The plan will also include a mix of actively managed and index fund choices.
Although the investments in the plan exclude certain high-emitting holdings, such as coal, they do not exclude the fossil fuel business entirely. However, oil and gas companies that are in funds within the plan have better sustainability ratings than peers, Di Teresa said.
A new type of plan
PEPs are a relatively new kind of 401(k) that let unrelated employers participate in the same plan. The benefits of that arrangement are cost and professional management. For example, small businesses get better pricing on plan administration and investments than they might be able to secure on their own, and they hand off most of their fiduciary liability to the companies overseeing the plan.
“The complexity with ESG is that many plan sponsors may not have the resources to dive into the details,” Johnson said. “It’s not easy for them to make a decision.”
For the Morningstar ESG Pooled Employer Plan, PAi Trust acts as the pooled plan provider, or the sponsor to the PEP. That company oversees the plan’s administration, including the hiring and retention of the investment manager, Morningstar Investment Management.
That unit of Morningstar is the plan’s 3(38) fiduciary, which means that it bears full responsibility for selecting and monitoring the plan’s investment lineup. That leaves the only fiduciary liability for participating employers being their choice of the PEP itself.
PEPs could see a boost in demand because of requirements in a growing number of states for employers to provide retirement plans to their workers. States like California, Illinois and Oregon have their own government-sponsored IRAs, but PEPs are an alternative to those.
“You might see some larger plans that would want to move into something like this, but we continue to do a lot of business with startups,” said Amy Hermann, director of sales and marketing of PAi. “We do get quite a few requests on a weekly or monthly basis looking for ESG lineups.”

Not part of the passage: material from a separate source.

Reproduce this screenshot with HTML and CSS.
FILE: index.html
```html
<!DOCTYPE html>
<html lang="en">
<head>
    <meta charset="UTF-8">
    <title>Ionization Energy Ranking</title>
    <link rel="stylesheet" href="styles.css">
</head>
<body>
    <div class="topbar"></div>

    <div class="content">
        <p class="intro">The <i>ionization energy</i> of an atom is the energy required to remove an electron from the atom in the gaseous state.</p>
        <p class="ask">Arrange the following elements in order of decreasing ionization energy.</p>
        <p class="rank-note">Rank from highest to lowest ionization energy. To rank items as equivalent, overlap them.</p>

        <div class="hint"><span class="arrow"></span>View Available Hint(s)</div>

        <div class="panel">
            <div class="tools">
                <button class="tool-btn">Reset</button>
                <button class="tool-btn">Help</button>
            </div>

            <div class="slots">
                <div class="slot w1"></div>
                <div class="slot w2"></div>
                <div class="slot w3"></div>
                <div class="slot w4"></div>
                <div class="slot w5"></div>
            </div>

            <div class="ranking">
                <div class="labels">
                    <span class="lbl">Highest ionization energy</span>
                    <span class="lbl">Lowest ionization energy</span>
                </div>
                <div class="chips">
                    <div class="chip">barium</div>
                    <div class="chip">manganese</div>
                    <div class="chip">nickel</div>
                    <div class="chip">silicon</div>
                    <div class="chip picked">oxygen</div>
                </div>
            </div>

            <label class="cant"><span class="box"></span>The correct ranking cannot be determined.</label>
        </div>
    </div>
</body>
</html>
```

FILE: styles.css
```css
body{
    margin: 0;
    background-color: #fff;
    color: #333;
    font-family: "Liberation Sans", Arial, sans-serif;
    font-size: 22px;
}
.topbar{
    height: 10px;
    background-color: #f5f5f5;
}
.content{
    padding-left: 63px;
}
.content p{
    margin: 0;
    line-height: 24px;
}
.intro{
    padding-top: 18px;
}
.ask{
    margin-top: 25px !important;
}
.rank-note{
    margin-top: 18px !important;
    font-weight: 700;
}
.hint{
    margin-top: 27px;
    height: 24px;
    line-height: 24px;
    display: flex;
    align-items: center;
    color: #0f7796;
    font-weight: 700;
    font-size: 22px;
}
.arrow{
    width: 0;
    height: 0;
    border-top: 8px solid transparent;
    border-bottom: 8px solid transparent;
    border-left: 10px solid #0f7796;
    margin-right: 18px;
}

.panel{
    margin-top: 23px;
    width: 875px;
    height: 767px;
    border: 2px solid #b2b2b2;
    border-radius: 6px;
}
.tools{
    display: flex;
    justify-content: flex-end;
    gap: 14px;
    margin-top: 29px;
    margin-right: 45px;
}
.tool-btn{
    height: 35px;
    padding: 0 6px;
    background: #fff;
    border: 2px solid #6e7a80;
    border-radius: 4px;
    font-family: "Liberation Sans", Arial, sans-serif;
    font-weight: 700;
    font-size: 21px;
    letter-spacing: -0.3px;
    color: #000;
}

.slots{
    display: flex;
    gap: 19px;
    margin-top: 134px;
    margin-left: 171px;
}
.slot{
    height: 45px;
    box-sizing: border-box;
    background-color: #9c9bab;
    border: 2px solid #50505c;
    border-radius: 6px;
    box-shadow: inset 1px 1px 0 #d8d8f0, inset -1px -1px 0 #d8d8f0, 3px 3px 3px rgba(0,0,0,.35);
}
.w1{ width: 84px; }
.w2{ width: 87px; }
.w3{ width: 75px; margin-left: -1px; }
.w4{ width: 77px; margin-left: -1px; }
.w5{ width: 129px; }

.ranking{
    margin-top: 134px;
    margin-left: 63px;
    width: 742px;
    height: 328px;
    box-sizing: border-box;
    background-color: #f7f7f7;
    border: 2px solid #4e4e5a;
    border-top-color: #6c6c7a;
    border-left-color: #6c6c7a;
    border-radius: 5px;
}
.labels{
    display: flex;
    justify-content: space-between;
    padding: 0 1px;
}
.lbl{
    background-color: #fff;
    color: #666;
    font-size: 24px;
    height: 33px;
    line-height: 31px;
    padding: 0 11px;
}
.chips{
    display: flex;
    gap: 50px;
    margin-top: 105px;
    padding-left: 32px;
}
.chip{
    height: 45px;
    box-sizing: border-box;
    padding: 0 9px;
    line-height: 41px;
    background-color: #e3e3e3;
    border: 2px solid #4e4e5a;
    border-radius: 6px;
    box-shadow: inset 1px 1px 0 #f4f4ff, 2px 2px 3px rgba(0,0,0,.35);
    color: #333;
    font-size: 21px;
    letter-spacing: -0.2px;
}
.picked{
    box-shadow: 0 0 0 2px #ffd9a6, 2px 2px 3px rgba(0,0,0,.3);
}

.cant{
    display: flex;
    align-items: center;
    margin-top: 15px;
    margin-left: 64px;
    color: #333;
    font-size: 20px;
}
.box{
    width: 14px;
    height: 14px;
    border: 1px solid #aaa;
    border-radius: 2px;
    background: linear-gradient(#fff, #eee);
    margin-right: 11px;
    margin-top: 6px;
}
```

Costs for the Morningstar PEP include a setup fee of $390 and a $200 monthly administration charge for employers. Workers who participate in the PEP will pay a record keeping cost of $4 per month, an administration and trading fee of 7 basis points, a 25bp investment fiduciary fee, the investment management fees of funds they choose along with any fees set by advisers.
“It’s a cost-conscious offering,” Di Teresa said. “It’s appropriate everywhere, but it makes particular sense in the PEP universe.”

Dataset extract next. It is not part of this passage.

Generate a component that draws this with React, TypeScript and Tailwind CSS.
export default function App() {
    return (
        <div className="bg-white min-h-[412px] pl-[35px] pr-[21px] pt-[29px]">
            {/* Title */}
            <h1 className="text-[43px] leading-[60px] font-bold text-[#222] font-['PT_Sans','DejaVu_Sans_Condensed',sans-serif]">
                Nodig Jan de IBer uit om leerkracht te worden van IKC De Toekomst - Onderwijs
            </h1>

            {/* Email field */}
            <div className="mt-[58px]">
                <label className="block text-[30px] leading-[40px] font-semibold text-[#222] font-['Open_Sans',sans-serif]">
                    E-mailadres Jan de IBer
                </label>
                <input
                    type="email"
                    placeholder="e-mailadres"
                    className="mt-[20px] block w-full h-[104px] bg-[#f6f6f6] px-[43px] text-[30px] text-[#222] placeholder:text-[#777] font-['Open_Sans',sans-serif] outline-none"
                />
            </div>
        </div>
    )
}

The plan debut comes days after half the states in the country filed a lawsuit against the DOL, seeking to block and dismantle the new ESG rule. However, lawyers who specialize in employee benefits said they see a difficult path for the litigation, as the rule was carefully drafted and does not require employers to consider ESG factors.
“This is good for investors,” Johnson said of the new plan. “This is more about choice than anything else.”